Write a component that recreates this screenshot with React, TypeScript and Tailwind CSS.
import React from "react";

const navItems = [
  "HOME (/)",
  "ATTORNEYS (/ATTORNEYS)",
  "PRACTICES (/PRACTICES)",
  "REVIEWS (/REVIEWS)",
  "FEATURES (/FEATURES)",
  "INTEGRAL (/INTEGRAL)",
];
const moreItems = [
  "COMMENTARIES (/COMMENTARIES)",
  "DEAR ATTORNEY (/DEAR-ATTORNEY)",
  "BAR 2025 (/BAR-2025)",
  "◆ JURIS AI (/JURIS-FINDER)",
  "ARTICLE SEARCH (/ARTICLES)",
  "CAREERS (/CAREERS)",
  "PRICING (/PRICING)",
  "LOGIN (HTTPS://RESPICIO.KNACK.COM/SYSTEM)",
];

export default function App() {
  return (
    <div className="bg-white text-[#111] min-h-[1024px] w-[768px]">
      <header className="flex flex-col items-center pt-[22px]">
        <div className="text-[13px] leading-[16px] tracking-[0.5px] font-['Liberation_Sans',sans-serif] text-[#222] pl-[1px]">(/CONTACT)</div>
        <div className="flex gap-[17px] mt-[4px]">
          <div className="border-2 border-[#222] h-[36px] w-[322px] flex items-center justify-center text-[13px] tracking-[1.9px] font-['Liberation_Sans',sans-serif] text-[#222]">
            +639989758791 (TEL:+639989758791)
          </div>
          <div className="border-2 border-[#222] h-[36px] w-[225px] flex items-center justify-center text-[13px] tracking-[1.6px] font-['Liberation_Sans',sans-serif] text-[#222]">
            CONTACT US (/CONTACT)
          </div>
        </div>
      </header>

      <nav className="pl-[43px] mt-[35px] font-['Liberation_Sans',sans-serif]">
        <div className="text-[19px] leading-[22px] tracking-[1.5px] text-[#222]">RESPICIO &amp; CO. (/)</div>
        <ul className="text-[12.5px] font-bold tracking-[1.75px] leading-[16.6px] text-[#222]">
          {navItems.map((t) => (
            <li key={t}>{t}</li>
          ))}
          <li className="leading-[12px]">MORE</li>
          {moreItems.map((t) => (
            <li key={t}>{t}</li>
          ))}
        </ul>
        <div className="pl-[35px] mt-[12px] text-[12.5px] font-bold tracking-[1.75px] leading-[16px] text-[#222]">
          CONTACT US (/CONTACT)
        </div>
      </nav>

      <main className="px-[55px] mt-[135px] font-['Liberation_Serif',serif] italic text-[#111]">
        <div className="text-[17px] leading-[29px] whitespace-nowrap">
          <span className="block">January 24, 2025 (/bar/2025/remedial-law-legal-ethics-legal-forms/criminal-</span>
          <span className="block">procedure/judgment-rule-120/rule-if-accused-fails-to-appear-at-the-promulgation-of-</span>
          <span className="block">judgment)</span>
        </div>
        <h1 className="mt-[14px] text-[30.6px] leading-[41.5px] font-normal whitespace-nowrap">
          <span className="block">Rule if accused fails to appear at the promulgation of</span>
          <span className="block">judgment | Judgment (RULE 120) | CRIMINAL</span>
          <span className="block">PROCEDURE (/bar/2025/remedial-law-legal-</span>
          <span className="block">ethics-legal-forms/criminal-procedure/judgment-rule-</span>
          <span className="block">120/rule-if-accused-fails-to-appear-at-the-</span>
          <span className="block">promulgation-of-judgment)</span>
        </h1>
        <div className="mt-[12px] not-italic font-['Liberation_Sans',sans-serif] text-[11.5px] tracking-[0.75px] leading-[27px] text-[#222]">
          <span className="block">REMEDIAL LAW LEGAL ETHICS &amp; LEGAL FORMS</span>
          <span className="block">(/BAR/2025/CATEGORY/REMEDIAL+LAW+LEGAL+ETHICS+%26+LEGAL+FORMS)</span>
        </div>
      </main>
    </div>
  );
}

□ □ □ □ □

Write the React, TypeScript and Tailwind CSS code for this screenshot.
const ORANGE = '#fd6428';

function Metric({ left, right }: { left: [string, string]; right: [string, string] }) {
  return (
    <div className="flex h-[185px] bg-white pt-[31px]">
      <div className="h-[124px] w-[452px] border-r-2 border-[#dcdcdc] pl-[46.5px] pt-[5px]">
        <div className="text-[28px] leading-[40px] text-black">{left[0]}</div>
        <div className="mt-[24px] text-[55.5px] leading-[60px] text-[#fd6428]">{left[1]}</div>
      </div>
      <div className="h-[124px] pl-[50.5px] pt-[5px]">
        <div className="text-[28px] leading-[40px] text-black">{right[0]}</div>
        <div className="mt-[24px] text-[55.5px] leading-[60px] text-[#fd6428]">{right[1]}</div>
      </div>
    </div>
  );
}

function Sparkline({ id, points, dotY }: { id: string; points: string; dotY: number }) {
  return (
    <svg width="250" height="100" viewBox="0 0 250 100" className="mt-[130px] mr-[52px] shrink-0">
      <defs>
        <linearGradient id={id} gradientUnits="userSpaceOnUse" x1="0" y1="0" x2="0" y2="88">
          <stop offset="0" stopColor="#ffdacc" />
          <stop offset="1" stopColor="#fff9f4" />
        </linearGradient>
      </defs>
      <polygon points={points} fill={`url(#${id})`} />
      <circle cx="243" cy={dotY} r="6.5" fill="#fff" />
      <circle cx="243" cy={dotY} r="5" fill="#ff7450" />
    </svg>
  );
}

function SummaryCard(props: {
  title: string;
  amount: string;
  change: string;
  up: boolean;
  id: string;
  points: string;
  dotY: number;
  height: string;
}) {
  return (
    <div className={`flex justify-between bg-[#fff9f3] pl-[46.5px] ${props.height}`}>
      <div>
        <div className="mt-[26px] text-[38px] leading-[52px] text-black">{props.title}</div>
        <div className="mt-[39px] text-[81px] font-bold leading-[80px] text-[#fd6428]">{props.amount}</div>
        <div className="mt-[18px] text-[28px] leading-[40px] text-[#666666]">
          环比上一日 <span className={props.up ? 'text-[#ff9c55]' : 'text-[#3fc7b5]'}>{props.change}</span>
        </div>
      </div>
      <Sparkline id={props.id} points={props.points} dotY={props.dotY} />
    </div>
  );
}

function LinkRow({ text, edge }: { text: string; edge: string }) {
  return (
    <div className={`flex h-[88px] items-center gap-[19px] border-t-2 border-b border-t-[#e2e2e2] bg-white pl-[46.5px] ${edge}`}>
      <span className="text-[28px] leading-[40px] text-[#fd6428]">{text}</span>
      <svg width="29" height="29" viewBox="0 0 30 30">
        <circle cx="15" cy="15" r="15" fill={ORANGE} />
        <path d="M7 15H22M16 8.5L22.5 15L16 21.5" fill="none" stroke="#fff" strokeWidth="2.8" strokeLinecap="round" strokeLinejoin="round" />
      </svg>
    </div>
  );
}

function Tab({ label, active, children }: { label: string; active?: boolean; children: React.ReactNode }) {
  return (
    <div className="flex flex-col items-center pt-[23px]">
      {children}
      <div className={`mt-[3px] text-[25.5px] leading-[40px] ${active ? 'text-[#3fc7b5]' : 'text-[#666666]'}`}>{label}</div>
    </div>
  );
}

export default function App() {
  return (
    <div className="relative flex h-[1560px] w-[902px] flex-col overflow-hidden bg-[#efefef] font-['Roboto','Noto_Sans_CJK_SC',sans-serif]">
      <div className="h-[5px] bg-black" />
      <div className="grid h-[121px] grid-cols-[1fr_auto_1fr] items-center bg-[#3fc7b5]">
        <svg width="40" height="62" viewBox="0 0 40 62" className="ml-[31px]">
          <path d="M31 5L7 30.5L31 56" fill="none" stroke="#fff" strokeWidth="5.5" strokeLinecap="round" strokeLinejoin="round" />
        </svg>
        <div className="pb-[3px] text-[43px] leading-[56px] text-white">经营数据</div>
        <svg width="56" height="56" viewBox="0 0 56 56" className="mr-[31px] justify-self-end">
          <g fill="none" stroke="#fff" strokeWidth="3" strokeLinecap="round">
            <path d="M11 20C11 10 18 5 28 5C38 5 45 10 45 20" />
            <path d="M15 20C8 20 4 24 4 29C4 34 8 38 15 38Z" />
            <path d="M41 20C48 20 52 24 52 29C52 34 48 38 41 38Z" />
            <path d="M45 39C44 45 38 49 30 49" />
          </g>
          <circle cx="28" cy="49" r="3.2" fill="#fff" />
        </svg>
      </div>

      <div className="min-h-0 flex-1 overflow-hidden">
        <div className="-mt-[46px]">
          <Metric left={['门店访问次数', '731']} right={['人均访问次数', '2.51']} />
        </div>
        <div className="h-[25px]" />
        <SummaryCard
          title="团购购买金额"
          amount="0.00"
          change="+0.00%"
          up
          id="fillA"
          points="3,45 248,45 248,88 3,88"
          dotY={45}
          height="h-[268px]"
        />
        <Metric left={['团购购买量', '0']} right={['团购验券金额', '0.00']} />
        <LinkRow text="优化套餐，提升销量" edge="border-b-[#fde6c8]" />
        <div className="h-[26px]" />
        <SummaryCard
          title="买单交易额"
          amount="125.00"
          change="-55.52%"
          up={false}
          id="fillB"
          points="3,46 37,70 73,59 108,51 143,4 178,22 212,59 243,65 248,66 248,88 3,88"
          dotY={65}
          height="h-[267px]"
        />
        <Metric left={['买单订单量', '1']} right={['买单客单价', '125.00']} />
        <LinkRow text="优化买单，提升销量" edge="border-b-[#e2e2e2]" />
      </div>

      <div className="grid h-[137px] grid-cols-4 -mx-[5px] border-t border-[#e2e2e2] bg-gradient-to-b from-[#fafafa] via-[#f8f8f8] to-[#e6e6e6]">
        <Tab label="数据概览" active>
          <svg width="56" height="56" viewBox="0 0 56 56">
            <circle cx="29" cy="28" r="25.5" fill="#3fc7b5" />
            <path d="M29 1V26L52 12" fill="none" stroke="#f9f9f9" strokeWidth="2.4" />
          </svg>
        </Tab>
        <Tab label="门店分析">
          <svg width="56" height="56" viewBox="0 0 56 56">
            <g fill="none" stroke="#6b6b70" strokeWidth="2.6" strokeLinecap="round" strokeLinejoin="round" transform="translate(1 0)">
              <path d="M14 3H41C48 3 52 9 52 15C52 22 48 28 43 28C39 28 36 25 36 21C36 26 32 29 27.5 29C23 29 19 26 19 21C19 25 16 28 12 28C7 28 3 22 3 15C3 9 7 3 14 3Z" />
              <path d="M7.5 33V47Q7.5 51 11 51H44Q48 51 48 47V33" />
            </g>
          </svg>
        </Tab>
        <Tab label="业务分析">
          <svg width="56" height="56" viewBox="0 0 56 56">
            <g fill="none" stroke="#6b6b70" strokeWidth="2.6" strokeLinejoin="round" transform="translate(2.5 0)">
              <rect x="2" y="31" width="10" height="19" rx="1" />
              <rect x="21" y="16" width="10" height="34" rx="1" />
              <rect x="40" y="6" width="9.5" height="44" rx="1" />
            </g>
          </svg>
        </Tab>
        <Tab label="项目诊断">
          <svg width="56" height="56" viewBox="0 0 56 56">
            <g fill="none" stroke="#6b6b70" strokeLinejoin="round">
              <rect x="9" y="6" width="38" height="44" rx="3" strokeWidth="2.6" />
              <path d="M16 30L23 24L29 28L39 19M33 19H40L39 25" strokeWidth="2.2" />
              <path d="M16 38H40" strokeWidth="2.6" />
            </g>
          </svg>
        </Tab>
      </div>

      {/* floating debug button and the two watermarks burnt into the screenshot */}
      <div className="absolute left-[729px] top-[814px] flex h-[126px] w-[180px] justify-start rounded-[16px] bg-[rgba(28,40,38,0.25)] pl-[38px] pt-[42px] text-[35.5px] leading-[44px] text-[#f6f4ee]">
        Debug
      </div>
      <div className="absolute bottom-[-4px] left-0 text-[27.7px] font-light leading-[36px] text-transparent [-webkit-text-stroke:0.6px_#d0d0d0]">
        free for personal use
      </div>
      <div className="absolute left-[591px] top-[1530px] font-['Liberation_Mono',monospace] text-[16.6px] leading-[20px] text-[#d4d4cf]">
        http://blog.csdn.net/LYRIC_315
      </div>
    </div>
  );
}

□ □ □ □ □

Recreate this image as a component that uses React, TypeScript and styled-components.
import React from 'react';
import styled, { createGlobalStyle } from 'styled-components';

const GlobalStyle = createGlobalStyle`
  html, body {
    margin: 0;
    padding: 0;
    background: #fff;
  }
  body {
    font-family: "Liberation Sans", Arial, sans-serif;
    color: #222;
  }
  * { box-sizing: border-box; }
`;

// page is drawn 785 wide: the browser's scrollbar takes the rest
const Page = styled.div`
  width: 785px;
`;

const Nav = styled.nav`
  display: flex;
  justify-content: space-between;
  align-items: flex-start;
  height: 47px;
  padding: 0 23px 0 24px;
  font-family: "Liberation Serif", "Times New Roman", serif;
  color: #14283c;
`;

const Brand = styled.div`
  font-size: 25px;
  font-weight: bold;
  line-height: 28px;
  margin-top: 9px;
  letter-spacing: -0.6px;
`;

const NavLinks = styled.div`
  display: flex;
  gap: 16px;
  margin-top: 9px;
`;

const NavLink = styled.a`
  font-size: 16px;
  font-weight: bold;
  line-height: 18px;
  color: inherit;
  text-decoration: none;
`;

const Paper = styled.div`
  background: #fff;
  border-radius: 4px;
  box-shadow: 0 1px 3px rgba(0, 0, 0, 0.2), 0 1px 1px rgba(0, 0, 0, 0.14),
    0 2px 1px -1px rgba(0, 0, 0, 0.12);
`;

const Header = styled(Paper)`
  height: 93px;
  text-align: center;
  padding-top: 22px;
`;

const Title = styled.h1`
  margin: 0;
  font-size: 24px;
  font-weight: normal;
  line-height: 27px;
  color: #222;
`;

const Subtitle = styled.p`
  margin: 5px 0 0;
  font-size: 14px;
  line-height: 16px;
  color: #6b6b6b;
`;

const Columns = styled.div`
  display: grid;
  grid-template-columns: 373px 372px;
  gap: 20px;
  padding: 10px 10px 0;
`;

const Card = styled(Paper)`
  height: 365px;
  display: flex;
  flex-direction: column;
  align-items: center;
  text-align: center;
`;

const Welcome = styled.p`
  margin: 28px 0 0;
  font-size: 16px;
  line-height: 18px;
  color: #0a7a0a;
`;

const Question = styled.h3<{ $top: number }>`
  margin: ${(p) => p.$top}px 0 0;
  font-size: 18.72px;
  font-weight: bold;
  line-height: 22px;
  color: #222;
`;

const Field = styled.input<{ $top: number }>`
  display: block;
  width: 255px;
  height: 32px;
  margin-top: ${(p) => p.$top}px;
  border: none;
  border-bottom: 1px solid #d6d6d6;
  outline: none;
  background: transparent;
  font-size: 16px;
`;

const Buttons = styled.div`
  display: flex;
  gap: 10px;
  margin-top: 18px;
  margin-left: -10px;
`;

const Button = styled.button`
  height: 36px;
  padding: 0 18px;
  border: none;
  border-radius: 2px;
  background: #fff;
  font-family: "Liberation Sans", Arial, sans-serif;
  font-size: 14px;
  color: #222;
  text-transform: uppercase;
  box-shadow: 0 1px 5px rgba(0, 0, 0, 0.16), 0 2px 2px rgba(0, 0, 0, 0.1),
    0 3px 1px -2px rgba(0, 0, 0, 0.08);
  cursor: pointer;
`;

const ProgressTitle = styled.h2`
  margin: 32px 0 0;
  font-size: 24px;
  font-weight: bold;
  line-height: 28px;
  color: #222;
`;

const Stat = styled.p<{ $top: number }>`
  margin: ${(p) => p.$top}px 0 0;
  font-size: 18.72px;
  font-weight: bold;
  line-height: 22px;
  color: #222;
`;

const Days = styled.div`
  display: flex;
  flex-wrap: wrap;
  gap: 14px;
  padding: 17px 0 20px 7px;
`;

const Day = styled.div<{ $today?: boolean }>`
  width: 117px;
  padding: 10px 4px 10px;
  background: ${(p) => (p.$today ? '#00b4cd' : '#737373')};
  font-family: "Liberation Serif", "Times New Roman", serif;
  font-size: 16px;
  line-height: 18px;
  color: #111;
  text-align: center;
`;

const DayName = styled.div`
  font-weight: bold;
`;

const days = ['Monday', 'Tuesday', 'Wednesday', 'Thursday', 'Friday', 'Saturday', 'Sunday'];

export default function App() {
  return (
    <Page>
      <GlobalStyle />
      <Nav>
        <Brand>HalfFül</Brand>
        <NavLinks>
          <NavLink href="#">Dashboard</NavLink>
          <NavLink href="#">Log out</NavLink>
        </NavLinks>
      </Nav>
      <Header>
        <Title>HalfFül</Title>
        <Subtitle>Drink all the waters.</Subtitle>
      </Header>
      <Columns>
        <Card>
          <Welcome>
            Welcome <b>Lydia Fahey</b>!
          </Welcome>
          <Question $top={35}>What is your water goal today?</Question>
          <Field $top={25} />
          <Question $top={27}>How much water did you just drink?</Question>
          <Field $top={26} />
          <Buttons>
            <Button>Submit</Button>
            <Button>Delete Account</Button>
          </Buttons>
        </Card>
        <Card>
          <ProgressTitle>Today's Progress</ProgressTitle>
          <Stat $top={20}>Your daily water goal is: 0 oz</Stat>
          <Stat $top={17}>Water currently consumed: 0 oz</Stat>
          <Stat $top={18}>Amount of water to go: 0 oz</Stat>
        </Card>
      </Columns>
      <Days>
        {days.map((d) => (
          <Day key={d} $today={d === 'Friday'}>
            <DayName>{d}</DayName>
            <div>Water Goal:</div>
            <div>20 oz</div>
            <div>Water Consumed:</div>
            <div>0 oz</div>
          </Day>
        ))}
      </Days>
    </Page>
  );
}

□ □ □ □ □

◆ YOUR OBJECTIVE ◆
Using the records above, select and copy every line that has the word "Write".

◆ RIGHT ANSWER ◆
Write a component that recreates this screenshot with React, TypeScript and Tailwind CSS.
Write the React, TypeScript and Tailwind CSS code for this screenshot.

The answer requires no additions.